A wise man said of investing:

Life goes in streaks and like a hitter in baseball, sometimes a money manager is seeing the ball and sometimes they’re not. If you’re managing money you must know whether you’re cold or hot, and in my opinion when you’re cold you should be trying for bunts. You shouldn’t be swinging for the fences. You got to get back in a rhythm […] If I was down I had not earned the right to play big and the little bets you’re talking about were simply on to tell me had I re-established a rhythm and was I starting to make hits again.

Another theme of mine is that in investing and trading, different failure modes are common to different “levels” of play. Absolute beginners typically suffer from indiscipline. They have no real strategy or epistemology of markets. They risk shotgunning capital all over the place without rhyme or reason, often at the urging of some online grifter.

More advanced players can develop the opposite impulse: holding too rigidly to a strategy, or epistemology of markets, or specific idea. Trying to “force” returns. A hedgie fund on a cold streak should not be taking her gross exposure up, swinging aggressively. She should be working toward re-establishing equilibrium.
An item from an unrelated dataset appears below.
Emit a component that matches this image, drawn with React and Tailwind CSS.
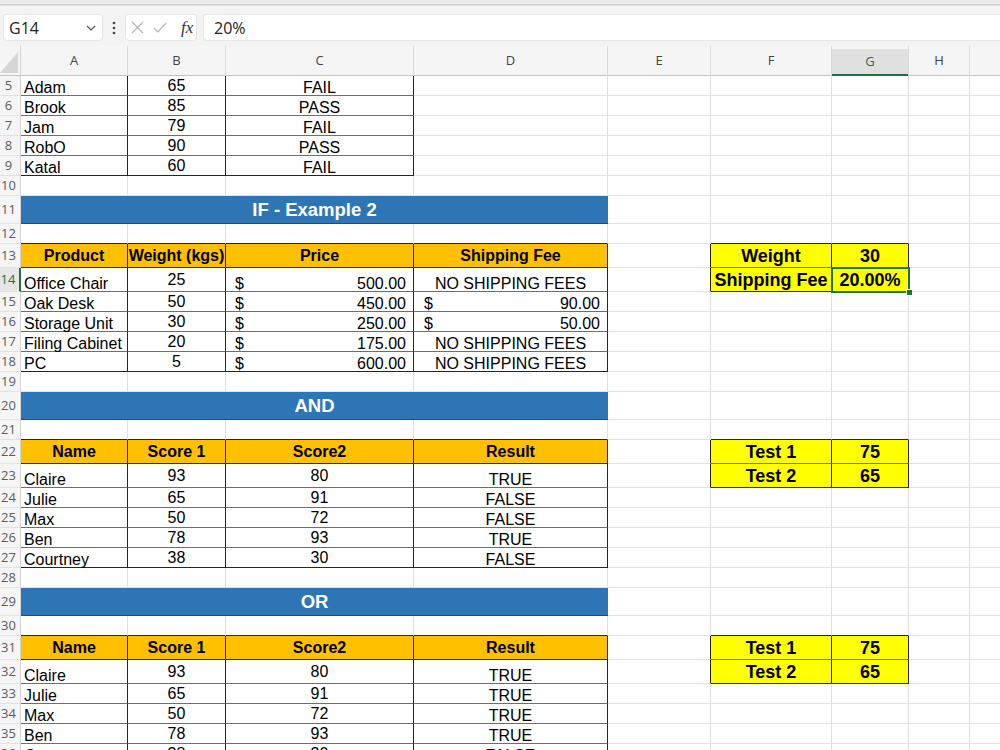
import React from 'react';

const WCLS = ['w-[107px]', 'w-[98px]', 'w-[188px]', 'w-[194px]', 'w-[103px]', 'w-[121px]', 'w-[77px]', 'w-[61px]', 'w-[40px]'];
const LETTERS = ['A', 'B', 'C', 'D', 'E', 'F', 'G', 'H', ''];
const RCLS = { g: 'border-r-[#e1e1e1]', d: 'border-r-[#262626]' };
const BCLS = { g: 'border-b-[#e1e1e1]', d: 'border-b-[#262626]', m: 'border-b-[#6e6e6e]' };
const BGCLS = { o: 'bg-[#ffc000]', y: 'bg-[#ffff00]', n: '' };
const HCLS = { 20: 'h-[20px]', 24: 'h-[24px]', 28: 'h-[28px]' };

const blank = () => Array.from({ length: 9 }, () => ({}));
const rows = [];

const addBox = (c, [a, b], bb) => {
  c[4].r = 'd';
  c[5] = { t: a, al: 'c', y: true, bg: 'y', r: 'd', bb, v: 'c' };
  c[6] = { t: b, al: 'c', y: true, bg: 'y', r: 'd', bb, v: 'c' };
};
const preTable = (n, box) => {
  const c = blank();
  for (let i = 0; i < 4; i++) c[i].bb = 'd';
  if (box) {
    c[5].bb = 'd';
    c[6].bb = 'd';
  }
  return { n, h: 20, c };
};
const header = (n, labels, box) => {
  const c = blank();
  labels.forEach((t, i) => {
    c[i] = { t, al: 'c', b: true, bg: 'o', r: 'd', bb: 'd', v: 'c' };
  });
  if (box) addBox(c, box, 'm');
  return { n, h: 24, c };
};

// Rows 5-9
[['Adam', 65, 'FAIL'], ['Brook', 85, 'PASS'], ['Jam', 79, 'FAIL'], ['RobO', 90, 'PASS'], ['Katal', 60, 'FAIL']].forEach((d, i) => {
  const c = blank();
  const bb = i === 4 ? 'd' : 'm';
  c[0] = { t: d[0], al: 'l', r: 'd', bb };
  c[1] = { t: String(d[1]), al: 'c', r: 'd', bb, v: 'c' };
  c[2] = { t: d[2], al: 'c', r: 'd', bb };
  rows.push({ n: 5 + i, h: 20, c });
});
rows.push({ n: 10, h: 20, c: blank() });
rows.push({ n: 11, h: 28, c: blank(), merge: 'IF - Example 2' });
rows.push(preTable(12, true));
rows.push(header(13, ['Product', 'Weight (kgs)', 'Price', 'Shipping Fee'], ['Weight', '30']));
[
  ['Office Chair', 25, '500.00', null],
  ['Oak Desk', 50, '450.00', '90.00'],
  ['Storage Unit', 30, '250.00', '50.00'],
  ['Filing Cabinet', 20, '175.00', null],
  ['PC', 5, '600.00', null],
].forEach((d, i) => {
  const c = blank();
  const bb = i === 4 ? 'd' : 'm';
  c[0] = { t: d[0], al: 'l', r: 'd', bb };
  c[1] = { t: String(d[1]), al: 'c', r: 'd', bb, v: 'c' };
  c[2] = { acct: d[2], ap: 'c', r: 'd', bb };
  c[3] = d[3] ? { acct: d[3], ap: 'd', r: 'd', bb } : { t: 'NO SHIPPING FEES', al: 'c', r: 'd', bb };
  if (i === 0) {
    addBox(c, ['Shipping Fee', '20.00%'], 'd');
    c[6].sel = true;
  }
  rows.push({ n: 14 + i, h: i === 0 ? 24 : 20, c });
});
rows.push({ n: 19, h: 20, c: blank() });
rows.push({ n: 20, h: 28, c: blank(), merge: 'AND' });
rows.push(preTable(21, true));

const scoreTable = (start, data, count) => {
  rows.push(header(start, ['Name', 'Score 1', 'Score2', 'Result'], ['Test 1', '75']));
  data.slice(0, count).forEach((d, i) => {
    const c = blank();
    const bb = i === data.length - 1 ? 'd' : 'm';
    c[0] = { t: d[0], al: 'l', r: 'd', bb };
    c[1] = { t: String(d[1]), al: 'c', r: 'd', bb, v: 'c' };
    c[2] = { t: String(d[2]), al: 'c', r: 'd', bb, v: 'c' };
    c[3] = { t: d[3], al: 'c', r: 'd', bb };
    if (i === 0) addBox(c, ['Test 2', '65'], 'd');
    rows.push({ n: start + 1 + i, h: i === 0 ? 24 : 20, c });
  });
};

scoreTable(22, [
  ['Claire', 93, 80, 'TRUE'],
  ['Julie', 65, 91, 'FALSE'],
  ['Max', 50, 72, 'FALSE'],
  ['Ben', 78, 93, 'TRUE'],
  ['Courtney', 38, 30, 'FALSE'],
], 5);
rows.push({ n: 28, h: 20, c: blank() });
rows.push({ n: 29, h: 28, c: blank(), merge: 'OR' });
rows.push(preTable(30, true));
scoreTable(31, [
  ['Claire', 93, 80, 'TRUE'],
  ['Julie', 65, 91, 'TRUE'],
  ['Max', 50, 72, 'TRUE'],
  ['Ben', 78, 93, 'TRUE'],
  ['Courtney', 38, 30, 'FALSE'],
], 5);

function Cell({ idx, c }) {
  const r = RCLS[c.r || 'g'];
  const b = BCLS[c.bb || 'g'];
  const bg = BGCLS[c.bg || 'n'];
  const size = c.y ? 'text-[18px] font-bold' : c.b ? 'text-[16px] font-bold' : 'text-[16px]';
  const valign = c.v === 'c' ? 'items-center leading-[18px]' : 'items-end leading-[15px]';
  let just = 'justify-center';
  if (c.al === 'l') just = 'justify-start pl-[3px]';
  if (c.acct) just = c.ap === 'c' ? 'justify-between pl-[9px] pr-[7px]' : 'justify-between pl-[10px] pr-[7px]';
  return (
    <div className={`${WCLS[idx]} shrink-0 relative flex border-r border-b ${r} ${b} ${bg} ${valign} ${just} ${size} text-black`}>
      {c.acct ? (
        <>
          <span>$</span>
          <span>{c.acct}</span>
        </>
      ) : (
        <span className="whitespace-nowrap">{c.t}</span>
      )}
      {c.sel && (
        <>
          <div className="absolute -left-[1px] -top-[1px] w-[79px] h-[26px] border-2 border-[#1e7145] z-10" />
          <div className="absolute left-[74px] top-[21px] w-[7px] h-[7px] bg-[#1e7145] border border-white z-20" />
        </>
      )}
    </div>
  );
}

function Row({ row }) {
  const sel = row.n === 14;
  return (
    <div className={`flex ${HCLS[row.h]}`}>
      <div
        className={`w-[21px] shrink-0 flex items-center justify-center pr-[3px] text-[13px] font-['Open_Sans',sans-serif] border-b border-b-[#e1e1e1] ${
          sel ? 'bg-[#e6e6e6] text-[#1e7145] border-r-2 border-r-[#1e7145]' : 'bg-[#f5f5f5] text-[#5c5c5c] border-r border-r-[#d4d4d4]'
        }`}
      >
        {row.n}
      </div>
      {row.merge ? (
        <>
          <div className="w-[587px] shrink-0 flex items-center justify-center bg-[#2e75b6] border-b border-b-[#1f4e79] text-white font-bold text-[18.5px]">
            {row.merge}
          </div>
          {row.c.slice(4).map((c, i) => (
            <Cell key={i + 4} idx={i + 4} c={c} />
          ))}
        </>
      ) : (
        row.c.map((c, i) => <Cell key={i} idx={i} c={c} />)
      )}
    </div>
  );
}

function TopBar() {
  return (
    <>
      <div className="h-[4px] bg-[#ebebeb]" />
      <div className="h-[1px] bg-[#cdcdcd]" />
      <div className="h-[1px] bg-[#e2e2e2]" />
      <div className="h-[40px] bg-[#f3f3f3] flex items-start pt-[8px] pl-[3px] font-['Open_Sans',sans-serif]">
        <div className="w-[100px] h-[27px] shrink-0 bg-white rounded-[4px] border border-[#e6e6e6] flex items-center justify-between pl-[5px] pr-[6px]">
          <span className="text-[16px] text-[#222]">G14</span>
          <svg width="10" height="6" viewBox="0 0 10 6">
            <path d="M1 1 L5 5 L9 1" fill="none" stroke="#555" strokeWidth="1.2" />
          </svg>
        </div>
        <div className="w-[22px] h-[27px] shrink-0 flex items-center justify-center">
          <svg width="4" height="14" viewBox="0 0 4 14">
            <circle cx="2" cy="2" r="1.3" fill="#444" />
            <circle cx="2" cy="7" r="1.3" fill="#444" />
            <circle cx="2" cy="12" r="1.3" fill="#444" />
          </svg>
        </div>
        <div className="w-[72px] h-[27px] shrink-0 bg-white rounded-[4px] border border-[#e6e6e6] flex items-center pl-[5px]">
          <svg width="13" height="13" viewBox="0 0 13 13">
            <path d="M1 1 L12 12 M12 1 L1 12" stroke="#b4b4b4" strokeWidth="1.2" />
          </svg>
          <svg width="14" height="11" viewBox="0 0 14 11" className="ml-[9px]">
            <path d="M1 6 L5 10 L13 1" fill="none" stroke="#b4b4b4" strokeWidth="1.2" />
          </svg>
          <span className="ml-[14px] text-[17px] italic text-[#333] font-['Liberation_Serif',serif] leading-none">fx</span>
        </div>
        <div className="ml-[6px] flex-1 h-[27px] bg-white rounded-l-[4px] border border-r-0 border-[#e6e6e6] flex items-center pl-[10px]">
          <span className="text-[16px] text-[#222]">20%</span>
        </div>
      </div>
    </>
  );
}

function ColumnHeader() {
  return (
    <div className="flex h-[30px] bg-[#f5f5f5] font-['Open_Sans',sans-serif] text-[13px]">
      <div className="w-[21px] shrink-0 border-r border-b border-r-[#d4d4d4] border-b-[#c4c4c4] flex items-end">
        <svg width="20" height="29" viewBox="0 0 20 29">
          <polygon points="18,6 18,27 0,27" fill="#d6d6d6" />
        </svg>
      </div>
      {LETTERS.map((l, i) =>
        l === 'G' ? (
          <div key={i} className={`${WCLS[i]} shrink-0 flex flex-col border-r border-r-[#dadada]`}>
            <div className="h-[3px]" />
            <div className="flex-1 bg-[#e0e0e0] border-b-2 border-b-[#1e7145] flex items-center justify-center text-[#1e7145]">
              {l}
            </div>
          </div>
        ) : (
          <div
            key={i}
            className={`${WCLS[i]} shrink-0 flex items-center justify-center border-r border-b border-r-[#dadada] border-b-[#c4c4c4] text-[#444]`}
          >
            {l}
          </div>
        )
      )}
    </div>
  );
}

export default function App() {
  return (
    <div className="w-[1000px] h-[750px] overflow-hidden bg-white font-['Liberation_Sans',Arial,sans-serif]">
      <TopBar />
      <ColumnHeader />
      {rows.map((r) => (
        <Row key={r.n} row={r} />
      ))}
    </div>
  );
}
The impulse to double down on losing bets is a strong one. Professionals are hardly immune. What’s more, our susceptibility to this impulse is not constant. It changes with time and circumstance. There can be significant personal and business pressure to double down in the investment game. People fetishize conviction. It’s an anchor point in a frightening, dynamic and random world. There is a fine line between courageously pulling the trigger and recklessly doubling down. Walking this line is part of the game.